Desta decisão interpôs o réu mais uma vez recurso para o Tribunal Constitucional, ao abrigo da alínea a) do n.º 1 do artigo 70.º da Lei de Organização, Funcionamento e Processo do Tribunal Constitucional, LTC, dizendo:
«tendo em atenção que o acórdão recorrido recusou a aplicação das normas do artigo 3.º da Lei 14/2009 e do artigo 1817.º n.º 1 do Código Civil, quer na redação anterior à Lei 14/2009 de 01.04, quer na redação que esta Lei lhe deu, por entender que o direito à propositura da ação de investigação da paternidade é imprescritível ou insuscetível de caducidade, e que aquelas normas são inconstitucionais por violação dos artigos 18.º, n.º 3, e 26.º n.º 1.»
Em alegações, viria, porém, esclarecer que «a questão decidenda no presente recurso consiste em saber se aplicação do art. 3º da Lei 14/2009 aos processos pendentes à data da sua publicação e entrada em vigor está ou não ferida de inconstitucionalidade material» (conclusão n.º 1), Desta forma reduziu o objeto do recurso à recusa de aplicação daquela norma, formulando a pretensão de, por via do mesmo, ver «revogado o Acórdão recorrido do Supremo Tribunal de Justiça e declarado que a aplicação imediata da Lei 14/2009, designadamente o seu artigo 3.º, não padece de qualquer inconstitucionalidade.» (fls. 339)
Notificada para contra-alegar, a recorrida nada disse.
Cumpre apreciar e decidir.
II – Fundamentação
2. A decisão recorrida recusou a aplicação do artigo 3º da Lei n.º 14/2009, de 1 de abril, «ao determinar que a nova redação dada ao art. 1817.º, n.º 1 do CC [aplicável à ação de investigação da paternidade ex vi art. 1873.º do mesmo Código Civil] se aplica aos processos pendentes à data da sua entrada em vigor, como aqui sucede, assim impondo a sua aplicação retroativa a esta demanda» por considerar a referida norma «ferida de inconstitucionalidade material, desde logo, por violação do art. 18.º, n.º 3 da Constituição da República (art. 204.º da CRP)».
O Tribunal Constitucional já apreciou a norma cuja aplicação foi recusada pelo tribunal recorrido.
Com efeito, o acórdão n.º 24/2012 do Plenário do Tribunal Constitucional (acessível no sítio supra citado) decidiu julgar inconstitucional a norma constante do artigo 3.º da Lei n.º 14/2009, de 1 de abril, na medida em que manda aplicar, aos processos pendentes à data da sua entrada em vigor, o prazo previsto na nova redação do artigo 1817.º, n.º 1 do CC, aplicável por força do artigo 1873.º do mesmo Código.

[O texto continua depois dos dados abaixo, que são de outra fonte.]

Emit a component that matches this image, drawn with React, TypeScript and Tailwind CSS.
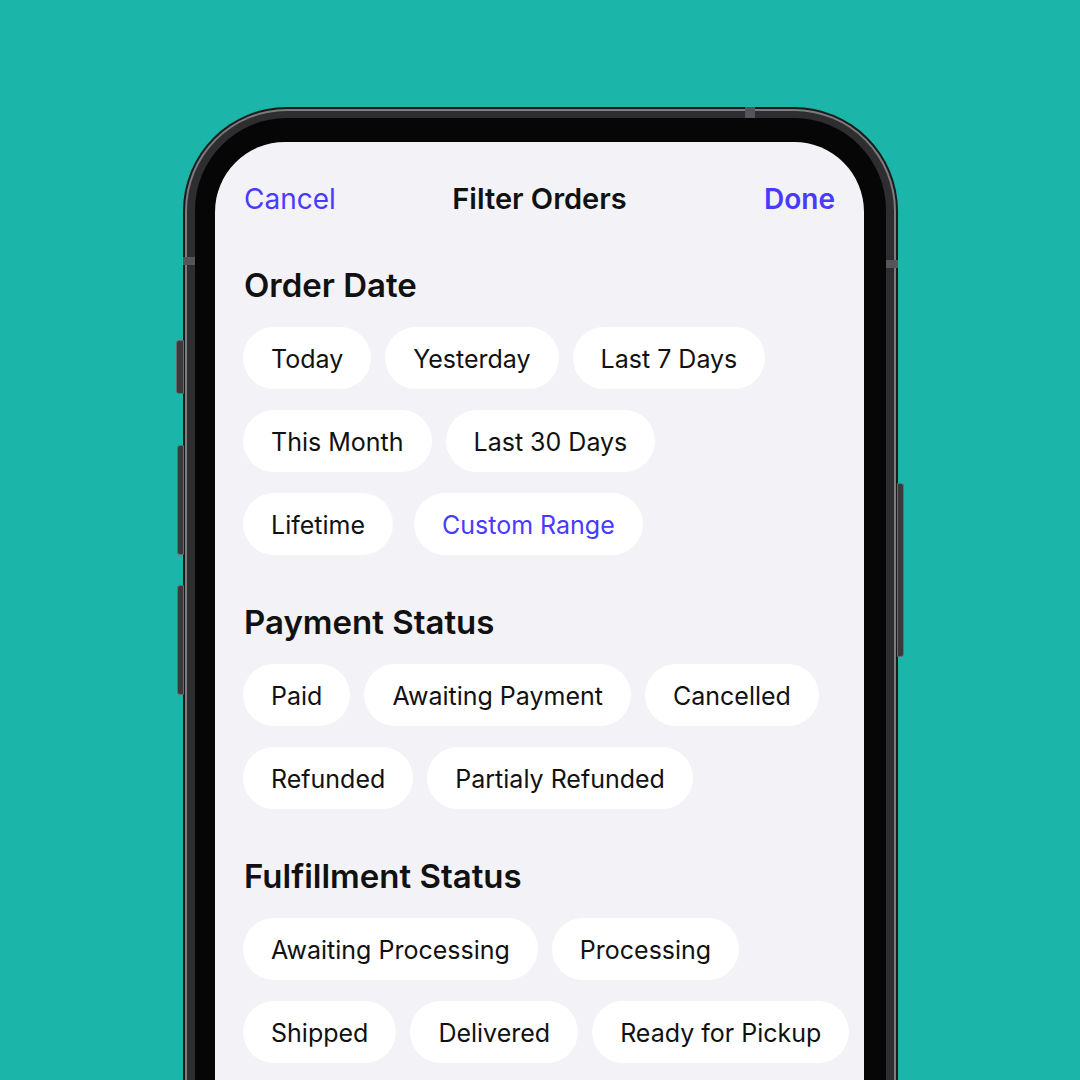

Em aplicação do entendimento que se extrai desta decisão, há que retomar a referida solução de inconstitucionalidade no presente caso.
III – Decisão
3. Termos em que se decide:
a) julgar inconstitucional a norma constante do artigo 3.º da Lei n.º 14/2009, de 1 de abril, na medida em que manda aplicar, aos processos pendentes à data da sua entrada em vigor, o prazo previsto na nova redação do artigo 1817.º, n.º 1 do Código Civil, aplicável por força do artigo 1873.º do mesmo Código, e, em consequência
b) Negar provimento ao recurso.
Lisboa, 31 de maio de 2013. – Maria de Fátima Mata-Mouros – José da Cunha Barbosa – Maria Lúcia Amaral – Maria João Antunes – Joaquim de Sousa Ribeiro.